Impact of Plaintiff's Conduct
The court considered the plaintiff's own conduct as a significant factor in the case. It highlighted that the plaintiff, despite being a competent adult with prior business experience, failed to exercise due diligence when signing the documents. The court pointed out that the differences in appearance between the lease and the mineral deed were apparent, and had the plaintiff taken the time to review the documents, he could have identified the nature of what he was signing. This lack of attention contributed to the circumstances allowing the alleged fraud to occur. The court noted that the plaintiff's subsequent actions, including maintaining a friendly relationship with Mr. Makee and borrowing money from him after the transaction, undermined his claims of being defrauded. The court reasoned that the plaintiff's failure to act prudently diminished the strength of his arguments against the defendants. Ultimately, the court concluded that the loss resulting from the transaction should be borne by the plaintiff due to his own inattention and lack of care.

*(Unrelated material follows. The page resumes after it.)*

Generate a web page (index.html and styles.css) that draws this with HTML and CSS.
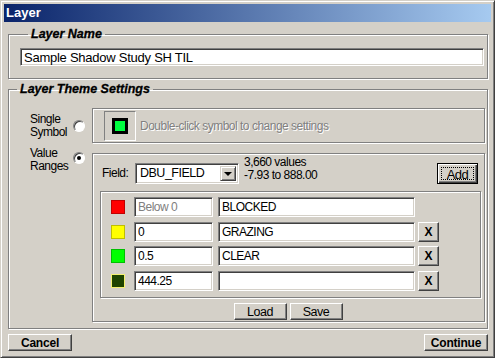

Final Judgment and Rationale
The court issued its final judgment in favor of the defendants, ruling that the mineral deed was valid and that the defendants were entitled to their claimed interests in the minerals. The court reasoned that the evidence did not support the plaintiff's allegations of forgery or fraud to the necessary degree. It underscored the notion that mere misrepresentation, if not proven to have nullified the validity of the deed, could not invalidate the interests of bona fide purchasers who acted in good faith. The court reiterated that the protection of innocent parties is a cornerstone of property law, especially in transactions involving real estate. By concluding that the defendants had acted without knowledge of any wrongdoing, the court affirmed their rights to the mineral interests in question. The ruling established a clear precedent regarding the balance between protecting property rights and the obligations of parties to exercise caution in their dealings.